Moreover, when about half of Argentina's foreign lenders (holding $19.4 billion in the defaulted paper) said no, Kirchner peremptorily repudiated their debts. No other country in modern times has taken the step of unilaterally repudiating its debts — including desperately poor, sub-Saharan countries that also have defaulted in recent times.
That's where things have stood for years, with far-reaching consequences. Argentina has faced legal judgments upholding their bondholders in every money market capital in the world. Those judgments prevent the Fernandez government from borrowing outside Argentina, since any proceeds could be seized to satisfy the judgments.
Furthermore, a leading Argentine economist, Martin Krausse, has found that, following the repudiation, the growth of foreign direct investments in his country slowed by nearly two-thirds. That's unsurprising, since a government that borrows tens of billions of dollars in international markets, and then repudiates it all, can hardly be relied upon to maintain a favorable business environment.
And with FDI slowing and access to foreign capital markets closed, the Argentine government has had to depend on domestic borrowing — and it has kept this activity going mainly by inflating the money supply.
All of this could go away if the Fernandez government, like the Kirchner one before it, will listen to its own economic advisors and settle its accounts with all of its foreign creditors.
The news reports say that yesterday, Buenos Aries finally reached an agreement with international creditors holding some $8 billion in repudiated debt. Now the Argentine government has to bring in those holding the remaining $12 billion in nullified paper.
The costs of not following through would go beyond Buenos Aires, which is what makes this issue an appropriate one for the upcoming G-20 meeting. Lending to developing countries always entails risk, and those risks will increase if Argentina, with its government's present stance, is somehow allowed to prevail.
If governments are allowed to default on their debts, offer their creditors half what they have long received in cases of defaults, and then repudiate the debts of those who balk, the likelihood of sovereign defaults would only increase. Also, the costs of those defaults to lenders would certainly go up.
The economics here are very basic: The greater the risk and the higher the potential cost of lending to the government of a nation, the less funds will be lent. If the world community tacitly accepts Argentina's outlier behavior, dozens of other developing countries, especially the poorer ones, will pay the price.
These issues may seem unconnected to the concerns of most Americans and Europeans.
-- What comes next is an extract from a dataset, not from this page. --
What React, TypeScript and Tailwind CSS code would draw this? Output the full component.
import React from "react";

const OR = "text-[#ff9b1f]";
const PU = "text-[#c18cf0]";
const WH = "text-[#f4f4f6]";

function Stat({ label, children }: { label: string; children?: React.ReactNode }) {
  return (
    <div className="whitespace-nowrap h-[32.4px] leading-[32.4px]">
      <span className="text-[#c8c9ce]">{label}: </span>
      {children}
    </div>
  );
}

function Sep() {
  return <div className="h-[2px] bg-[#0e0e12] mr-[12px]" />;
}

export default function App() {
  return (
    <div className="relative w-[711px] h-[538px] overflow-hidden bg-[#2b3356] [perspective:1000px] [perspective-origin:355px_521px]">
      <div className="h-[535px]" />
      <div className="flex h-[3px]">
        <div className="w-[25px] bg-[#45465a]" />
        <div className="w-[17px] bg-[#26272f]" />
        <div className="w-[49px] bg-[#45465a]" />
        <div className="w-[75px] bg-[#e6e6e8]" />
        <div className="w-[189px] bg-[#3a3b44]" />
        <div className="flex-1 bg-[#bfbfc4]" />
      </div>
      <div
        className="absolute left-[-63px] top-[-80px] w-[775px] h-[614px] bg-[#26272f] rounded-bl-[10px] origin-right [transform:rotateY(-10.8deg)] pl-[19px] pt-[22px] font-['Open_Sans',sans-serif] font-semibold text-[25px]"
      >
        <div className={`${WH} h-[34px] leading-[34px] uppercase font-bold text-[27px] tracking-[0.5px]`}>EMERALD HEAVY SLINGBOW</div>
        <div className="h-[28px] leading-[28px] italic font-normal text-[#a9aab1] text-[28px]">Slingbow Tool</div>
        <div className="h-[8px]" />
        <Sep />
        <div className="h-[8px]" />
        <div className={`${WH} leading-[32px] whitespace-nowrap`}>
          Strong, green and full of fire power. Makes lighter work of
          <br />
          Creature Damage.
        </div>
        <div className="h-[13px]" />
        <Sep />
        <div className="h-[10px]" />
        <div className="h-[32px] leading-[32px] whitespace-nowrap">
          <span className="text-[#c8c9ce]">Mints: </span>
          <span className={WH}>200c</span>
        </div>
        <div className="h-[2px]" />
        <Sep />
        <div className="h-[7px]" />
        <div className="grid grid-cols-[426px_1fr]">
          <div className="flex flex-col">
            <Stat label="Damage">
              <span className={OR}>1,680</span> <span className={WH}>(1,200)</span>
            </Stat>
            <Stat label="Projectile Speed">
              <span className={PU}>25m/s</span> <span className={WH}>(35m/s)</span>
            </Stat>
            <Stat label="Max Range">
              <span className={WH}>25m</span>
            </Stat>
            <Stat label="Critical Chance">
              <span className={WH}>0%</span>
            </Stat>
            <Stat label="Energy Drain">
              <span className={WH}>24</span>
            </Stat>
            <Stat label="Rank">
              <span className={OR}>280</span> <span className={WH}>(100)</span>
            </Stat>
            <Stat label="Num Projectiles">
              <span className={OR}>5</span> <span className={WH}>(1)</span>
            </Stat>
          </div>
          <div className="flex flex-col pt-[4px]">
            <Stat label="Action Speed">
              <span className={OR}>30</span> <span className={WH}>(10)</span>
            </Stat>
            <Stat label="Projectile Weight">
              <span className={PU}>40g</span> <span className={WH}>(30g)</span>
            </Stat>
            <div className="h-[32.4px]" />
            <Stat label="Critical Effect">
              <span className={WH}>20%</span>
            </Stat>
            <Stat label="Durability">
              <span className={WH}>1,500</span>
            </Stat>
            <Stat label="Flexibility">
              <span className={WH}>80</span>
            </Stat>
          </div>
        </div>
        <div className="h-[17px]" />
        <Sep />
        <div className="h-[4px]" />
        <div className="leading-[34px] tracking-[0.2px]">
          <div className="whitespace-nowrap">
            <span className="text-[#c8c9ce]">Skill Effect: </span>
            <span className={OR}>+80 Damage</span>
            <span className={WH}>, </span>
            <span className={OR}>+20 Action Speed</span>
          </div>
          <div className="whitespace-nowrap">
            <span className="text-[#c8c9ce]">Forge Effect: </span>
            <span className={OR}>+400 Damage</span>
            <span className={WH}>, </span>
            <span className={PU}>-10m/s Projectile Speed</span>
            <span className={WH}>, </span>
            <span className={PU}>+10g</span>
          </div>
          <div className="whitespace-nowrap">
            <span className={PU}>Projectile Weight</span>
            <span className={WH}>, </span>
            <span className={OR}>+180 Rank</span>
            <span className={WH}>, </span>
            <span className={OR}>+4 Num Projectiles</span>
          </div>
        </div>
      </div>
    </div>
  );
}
The truth is, everyone else has been paying a price for Argentina's like-it-or-lump-it approach to finance.
A recent analysis, for example, found that the default and restructuring have cost U.S. bondholders nearly $9.5 billion so far — and those bondholders include pension plans and mutual funds that represent many millions of Americans who have never heard of Nestor Kirchner and Christina Fernandez. (The costs to bondholders worldwide now total almost $89 billion.)
Every taxpayer also has been bearing a small cost, along with millions of shareholders in multinational companies. The losses created by Argentina's default, restructuring and repudiation are all tax-deductible, which means the rest of us have to make up the shortfall. The latest estimate is that these taxpayer costs come to $3.2 billion for U.S. taxpayers — and nearly $30 billion for taxpayers worldwide.
Finally, the default also triggered a massive devaluation of the Argentine peso, which in turn reduced the value of years of foreign direct investment in Argentina, mainly by U.S. and European companies. The new analysis estimates that U.S. companies and their shareholders lost $7.8 billion from these effects, and that these costs worldwide exceeded $39 billion.
Development economists have talked for decades about Argentina's potential to take off economically. The standard explanations for why it hasn't yet happened include the country's bouts of high inflation, political corruption and inadequate investment in education and infrastructure.
But Argentina can still get a jump on faster development, if it will respect the norms of international financial life, like everybody else.
Yesterday's report is very good news for Argentina and the rest of the world. Now it just has to take the final steps to honor the rest of its obligations.
Takeaways
If the world community tacitly accepts Argentina's outlier behavior, dozens of other developing countries will pay the price.
The losses created by Argentina's default, restructuring and repudiation are all tax-deductible, which means the rest of us have to make up the shortfall.
No other country in modern times has taken the step of unilaterally repudiating its debts — including desperately poor, sub-Saharan countries that also have defaulted in recent times.